_Problem description_
Reply with one number: the count of lines in the records below that hold "Rebuild".

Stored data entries
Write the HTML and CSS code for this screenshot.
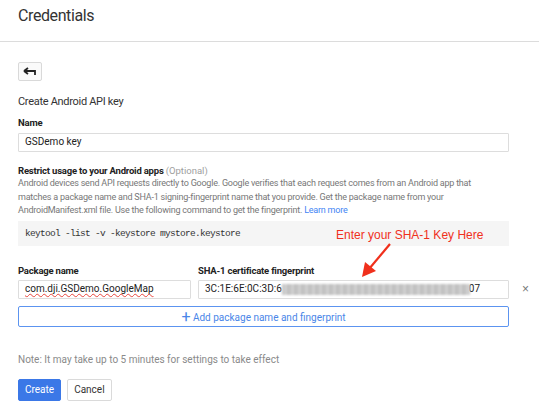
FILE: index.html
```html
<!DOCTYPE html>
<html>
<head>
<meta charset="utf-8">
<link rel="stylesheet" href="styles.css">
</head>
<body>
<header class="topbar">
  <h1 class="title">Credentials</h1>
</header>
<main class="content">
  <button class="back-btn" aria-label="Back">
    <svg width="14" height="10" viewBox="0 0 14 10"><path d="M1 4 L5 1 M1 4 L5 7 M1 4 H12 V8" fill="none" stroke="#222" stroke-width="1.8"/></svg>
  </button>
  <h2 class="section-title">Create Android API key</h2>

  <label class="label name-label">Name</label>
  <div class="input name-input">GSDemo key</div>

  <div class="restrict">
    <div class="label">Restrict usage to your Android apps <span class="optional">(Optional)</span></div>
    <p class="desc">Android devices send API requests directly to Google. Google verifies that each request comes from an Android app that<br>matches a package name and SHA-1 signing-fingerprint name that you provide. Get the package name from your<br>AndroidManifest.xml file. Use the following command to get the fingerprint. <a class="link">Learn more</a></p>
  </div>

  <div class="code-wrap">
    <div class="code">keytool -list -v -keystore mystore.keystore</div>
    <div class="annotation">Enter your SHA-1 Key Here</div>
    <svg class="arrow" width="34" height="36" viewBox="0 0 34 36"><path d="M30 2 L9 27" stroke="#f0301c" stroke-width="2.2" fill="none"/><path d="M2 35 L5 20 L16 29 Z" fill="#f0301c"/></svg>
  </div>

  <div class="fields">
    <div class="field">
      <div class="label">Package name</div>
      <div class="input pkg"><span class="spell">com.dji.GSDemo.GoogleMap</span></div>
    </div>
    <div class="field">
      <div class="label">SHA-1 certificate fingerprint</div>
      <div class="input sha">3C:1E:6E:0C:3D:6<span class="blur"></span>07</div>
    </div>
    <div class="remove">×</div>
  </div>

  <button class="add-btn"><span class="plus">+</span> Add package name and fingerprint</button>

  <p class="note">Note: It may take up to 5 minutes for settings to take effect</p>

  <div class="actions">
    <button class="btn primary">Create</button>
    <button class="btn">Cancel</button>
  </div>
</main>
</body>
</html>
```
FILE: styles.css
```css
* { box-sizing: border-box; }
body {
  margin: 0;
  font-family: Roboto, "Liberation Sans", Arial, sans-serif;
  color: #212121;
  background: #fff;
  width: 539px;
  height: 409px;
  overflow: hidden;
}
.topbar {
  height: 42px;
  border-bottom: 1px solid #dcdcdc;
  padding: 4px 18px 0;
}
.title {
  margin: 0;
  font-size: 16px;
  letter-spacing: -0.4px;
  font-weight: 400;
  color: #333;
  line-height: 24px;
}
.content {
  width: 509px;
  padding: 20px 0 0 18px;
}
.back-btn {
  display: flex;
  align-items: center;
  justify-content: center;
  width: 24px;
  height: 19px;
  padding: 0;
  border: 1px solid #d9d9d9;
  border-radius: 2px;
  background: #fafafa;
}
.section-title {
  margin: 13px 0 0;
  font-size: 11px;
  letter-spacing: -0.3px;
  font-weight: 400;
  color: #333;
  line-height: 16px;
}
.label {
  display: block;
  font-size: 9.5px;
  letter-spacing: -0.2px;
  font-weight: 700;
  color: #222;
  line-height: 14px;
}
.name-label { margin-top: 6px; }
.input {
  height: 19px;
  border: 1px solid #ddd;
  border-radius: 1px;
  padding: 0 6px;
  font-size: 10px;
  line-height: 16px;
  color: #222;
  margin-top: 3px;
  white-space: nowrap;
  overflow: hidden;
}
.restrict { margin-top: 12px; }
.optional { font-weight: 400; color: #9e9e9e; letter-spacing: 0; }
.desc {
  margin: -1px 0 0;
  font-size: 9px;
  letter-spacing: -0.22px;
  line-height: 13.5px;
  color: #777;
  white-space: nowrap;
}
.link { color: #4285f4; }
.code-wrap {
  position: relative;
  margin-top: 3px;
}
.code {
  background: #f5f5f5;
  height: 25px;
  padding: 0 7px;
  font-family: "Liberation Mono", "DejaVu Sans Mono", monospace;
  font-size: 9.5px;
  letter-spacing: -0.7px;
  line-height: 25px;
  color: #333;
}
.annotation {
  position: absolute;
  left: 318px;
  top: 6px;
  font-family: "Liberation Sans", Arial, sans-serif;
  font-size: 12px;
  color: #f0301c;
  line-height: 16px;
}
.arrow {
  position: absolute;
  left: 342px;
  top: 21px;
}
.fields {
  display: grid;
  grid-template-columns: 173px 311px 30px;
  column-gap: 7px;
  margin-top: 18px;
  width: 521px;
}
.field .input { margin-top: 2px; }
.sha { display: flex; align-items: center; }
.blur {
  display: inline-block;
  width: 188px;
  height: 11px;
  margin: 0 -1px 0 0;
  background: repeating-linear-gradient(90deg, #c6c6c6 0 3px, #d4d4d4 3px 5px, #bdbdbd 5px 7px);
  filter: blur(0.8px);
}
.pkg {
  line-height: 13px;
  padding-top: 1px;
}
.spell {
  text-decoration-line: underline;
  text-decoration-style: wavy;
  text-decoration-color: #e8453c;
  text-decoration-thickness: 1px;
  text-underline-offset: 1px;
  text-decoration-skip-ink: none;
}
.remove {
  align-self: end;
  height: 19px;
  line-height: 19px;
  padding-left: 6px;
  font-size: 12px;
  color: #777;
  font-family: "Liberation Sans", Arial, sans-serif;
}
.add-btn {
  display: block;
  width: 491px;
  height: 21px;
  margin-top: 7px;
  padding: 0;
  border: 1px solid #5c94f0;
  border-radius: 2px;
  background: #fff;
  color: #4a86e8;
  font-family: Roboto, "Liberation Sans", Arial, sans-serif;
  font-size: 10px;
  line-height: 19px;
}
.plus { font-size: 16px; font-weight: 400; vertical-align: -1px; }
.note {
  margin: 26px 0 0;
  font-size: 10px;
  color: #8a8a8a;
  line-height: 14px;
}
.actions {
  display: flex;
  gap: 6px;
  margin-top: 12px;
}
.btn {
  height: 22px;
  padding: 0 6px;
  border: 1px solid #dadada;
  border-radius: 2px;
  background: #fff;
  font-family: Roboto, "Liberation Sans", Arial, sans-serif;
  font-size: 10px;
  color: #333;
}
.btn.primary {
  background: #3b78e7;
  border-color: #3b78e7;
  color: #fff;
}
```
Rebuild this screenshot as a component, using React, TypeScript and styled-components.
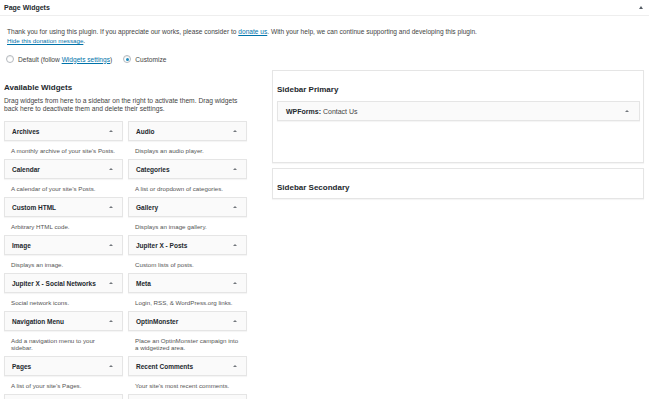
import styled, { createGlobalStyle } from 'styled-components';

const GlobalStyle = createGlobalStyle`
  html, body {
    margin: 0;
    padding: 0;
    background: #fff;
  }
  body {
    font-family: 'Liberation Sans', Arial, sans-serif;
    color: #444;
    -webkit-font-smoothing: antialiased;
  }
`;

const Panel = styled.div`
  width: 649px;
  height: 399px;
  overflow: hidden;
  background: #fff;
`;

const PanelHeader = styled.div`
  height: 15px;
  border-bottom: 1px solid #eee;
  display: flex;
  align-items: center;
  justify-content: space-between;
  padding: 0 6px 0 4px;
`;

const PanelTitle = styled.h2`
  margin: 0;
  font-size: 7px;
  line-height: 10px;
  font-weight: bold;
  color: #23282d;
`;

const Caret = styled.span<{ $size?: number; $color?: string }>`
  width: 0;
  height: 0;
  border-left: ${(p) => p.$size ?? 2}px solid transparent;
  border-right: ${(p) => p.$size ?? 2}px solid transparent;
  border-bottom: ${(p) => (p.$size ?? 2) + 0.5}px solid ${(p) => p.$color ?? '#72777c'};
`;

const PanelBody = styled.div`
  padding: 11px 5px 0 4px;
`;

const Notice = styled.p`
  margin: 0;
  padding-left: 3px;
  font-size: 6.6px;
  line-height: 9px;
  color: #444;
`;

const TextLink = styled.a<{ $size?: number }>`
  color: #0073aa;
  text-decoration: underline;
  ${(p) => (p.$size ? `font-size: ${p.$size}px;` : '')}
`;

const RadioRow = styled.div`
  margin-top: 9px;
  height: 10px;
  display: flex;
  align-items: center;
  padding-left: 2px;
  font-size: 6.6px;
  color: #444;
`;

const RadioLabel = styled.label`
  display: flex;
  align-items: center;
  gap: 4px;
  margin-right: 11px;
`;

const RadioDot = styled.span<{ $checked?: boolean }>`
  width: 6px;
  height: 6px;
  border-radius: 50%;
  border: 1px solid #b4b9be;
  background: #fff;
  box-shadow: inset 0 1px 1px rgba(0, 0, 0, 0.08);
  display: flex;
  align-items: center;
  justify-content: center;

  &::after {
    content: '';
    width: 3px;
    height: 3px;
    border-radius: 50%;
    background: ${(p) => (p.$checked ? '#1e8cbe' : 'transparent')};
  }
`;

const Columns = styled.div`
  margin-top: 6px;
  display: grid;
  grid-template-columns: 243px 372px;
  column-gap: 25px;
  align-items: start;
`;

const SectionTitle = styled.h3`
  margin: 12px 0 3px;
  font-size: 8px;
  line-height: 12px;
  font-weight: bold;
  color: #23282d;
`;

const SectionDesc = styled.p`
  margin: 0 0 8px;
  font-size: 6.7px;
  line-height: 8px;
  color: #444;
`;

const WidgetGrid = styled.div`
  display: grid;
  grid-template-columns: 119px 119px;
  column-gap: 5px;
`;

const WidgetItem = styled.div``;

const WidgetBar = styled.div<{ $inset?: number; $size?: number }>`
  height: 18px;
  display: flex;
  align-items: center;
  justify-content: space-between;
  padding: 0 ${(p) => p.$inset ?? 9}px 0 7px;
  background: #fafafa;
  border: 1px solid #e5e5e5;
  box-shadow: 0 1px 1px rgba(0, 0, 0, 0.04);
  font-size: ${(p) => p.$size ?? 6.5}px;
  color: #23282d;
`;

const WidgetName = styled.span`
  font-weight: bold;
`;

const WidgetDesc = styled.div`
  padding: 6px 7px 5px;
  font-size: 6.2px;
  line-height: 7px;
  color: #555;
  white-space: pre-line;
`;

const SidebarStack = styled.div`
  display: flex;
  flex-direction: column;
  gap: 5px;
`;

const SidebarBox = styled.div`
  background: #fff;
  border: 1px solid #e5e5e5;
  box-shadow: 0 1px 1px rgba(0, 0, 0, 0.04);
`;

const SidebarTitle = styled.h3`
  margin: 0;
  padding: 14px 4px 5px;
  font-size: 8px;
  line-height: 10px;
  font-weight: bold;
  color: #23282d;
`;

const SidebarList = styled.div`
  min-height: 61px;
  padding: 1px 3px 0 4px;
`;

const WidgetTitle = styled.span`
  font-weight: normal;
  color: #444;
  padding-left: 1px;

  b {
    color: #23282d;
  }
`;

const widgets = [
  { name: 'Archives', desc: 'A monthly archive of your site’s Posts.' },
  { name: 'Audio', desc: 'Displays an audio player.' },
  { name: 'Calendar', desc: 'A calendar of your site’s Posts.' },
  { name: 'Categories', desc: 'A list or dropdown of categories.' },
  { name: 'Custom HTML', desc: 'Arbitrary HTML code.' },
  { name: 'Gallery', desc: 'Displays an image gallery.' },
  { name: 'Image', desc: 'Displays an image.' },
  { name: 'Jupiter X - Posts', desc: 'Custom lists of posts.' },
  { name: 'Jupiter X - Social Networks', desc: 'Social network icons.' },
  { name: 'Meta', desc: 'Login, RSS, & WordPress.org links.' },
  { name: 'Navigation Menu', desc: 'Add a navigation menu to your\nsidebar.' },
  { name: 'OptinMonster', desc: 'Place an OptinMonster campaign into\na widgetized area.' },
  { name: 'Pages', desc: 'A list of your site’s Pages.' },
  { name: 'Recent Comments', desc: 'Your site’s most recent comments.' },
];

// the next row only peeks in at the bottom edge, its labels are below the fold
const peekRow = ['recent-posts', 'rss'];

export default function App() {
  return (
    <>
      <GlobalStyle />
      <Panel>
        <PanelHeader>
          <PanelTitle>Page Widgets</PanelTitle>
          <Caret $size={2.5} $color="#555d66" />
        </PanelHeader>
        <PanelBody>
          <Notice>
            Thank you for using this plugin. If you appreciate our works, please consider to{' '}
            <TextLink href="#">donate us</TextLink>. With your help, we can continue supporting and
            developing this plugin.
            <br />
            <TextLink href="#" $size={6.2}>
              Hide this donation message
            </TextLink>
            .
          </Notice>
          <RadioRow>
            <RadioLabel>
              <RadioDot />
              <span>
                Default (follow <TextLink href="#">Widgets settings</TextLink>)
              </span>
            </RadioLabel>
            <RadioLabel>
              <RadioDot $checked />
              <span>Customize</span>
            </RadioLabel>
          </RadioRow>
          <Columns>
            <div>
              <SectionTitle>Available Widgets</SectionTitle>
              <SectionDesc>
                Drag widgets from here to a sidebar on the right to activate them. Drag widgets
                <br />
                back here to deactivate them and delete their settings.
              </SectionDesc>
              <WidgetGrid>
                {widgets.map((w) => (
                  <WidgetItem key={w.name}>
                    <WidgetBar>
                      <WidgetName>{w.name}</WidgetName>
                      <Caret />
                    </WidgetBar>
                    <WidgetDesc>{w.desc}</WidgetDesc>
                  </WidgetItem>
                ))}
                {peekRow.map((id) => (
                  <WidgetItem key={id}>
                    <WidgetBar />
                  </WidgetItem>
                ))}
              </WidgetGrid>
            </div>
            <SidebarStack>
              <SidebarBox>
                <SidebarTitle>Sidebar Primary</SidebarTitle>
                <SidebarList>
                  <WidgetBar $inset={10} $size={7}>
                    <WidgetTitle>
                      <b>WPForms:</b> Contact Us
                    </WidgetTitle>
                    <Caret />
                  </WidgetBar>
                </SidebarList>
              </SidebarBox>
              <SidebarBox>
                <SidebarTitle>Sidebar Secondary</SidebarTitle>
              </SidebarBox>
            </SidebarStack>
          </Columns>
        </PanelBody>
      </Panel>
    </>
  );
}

==

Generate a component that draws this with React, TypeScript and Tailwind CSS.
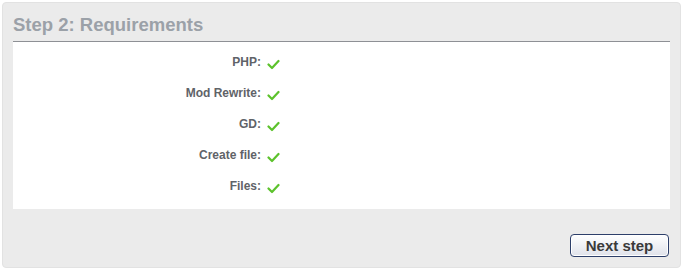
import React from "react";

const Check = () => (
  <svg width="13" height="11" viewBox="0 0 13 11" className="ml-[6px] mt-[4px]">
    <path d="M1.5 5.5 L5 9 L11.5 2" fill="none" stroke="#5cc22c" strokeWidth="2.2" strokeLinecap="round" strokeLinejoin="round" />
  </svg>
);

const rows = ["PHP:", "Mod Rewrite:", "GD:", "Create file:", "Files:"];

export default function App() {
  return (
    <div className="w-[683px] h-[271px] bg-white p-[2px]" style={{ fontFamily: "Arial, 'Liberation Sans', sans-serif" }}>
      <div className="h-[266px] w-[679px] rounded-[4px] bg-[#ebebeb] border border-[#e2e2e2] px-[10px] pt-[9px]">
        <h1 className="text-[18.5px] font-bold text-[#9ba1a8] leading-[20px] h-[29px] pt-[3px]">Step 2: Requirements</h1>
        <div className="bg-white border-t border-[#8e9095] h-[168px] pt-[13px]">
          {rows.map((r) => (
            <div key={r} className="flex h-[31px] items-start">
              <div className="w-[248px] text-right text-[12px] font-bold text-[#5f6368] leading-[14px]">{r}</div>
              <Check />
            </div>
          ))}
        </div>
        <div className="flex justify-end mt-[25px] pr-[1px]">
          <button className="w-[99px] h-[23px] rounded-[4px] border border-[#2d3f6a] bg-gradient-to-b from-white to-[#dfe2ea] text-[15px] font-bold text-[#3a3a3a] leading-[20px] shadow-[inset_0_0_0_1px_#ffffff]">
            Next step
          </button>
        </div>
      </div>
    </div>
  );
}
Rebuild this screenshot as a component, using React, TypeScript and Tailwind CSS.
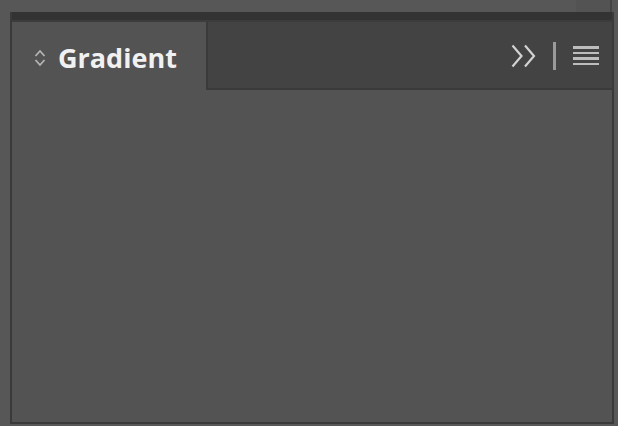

_Result of this task_
2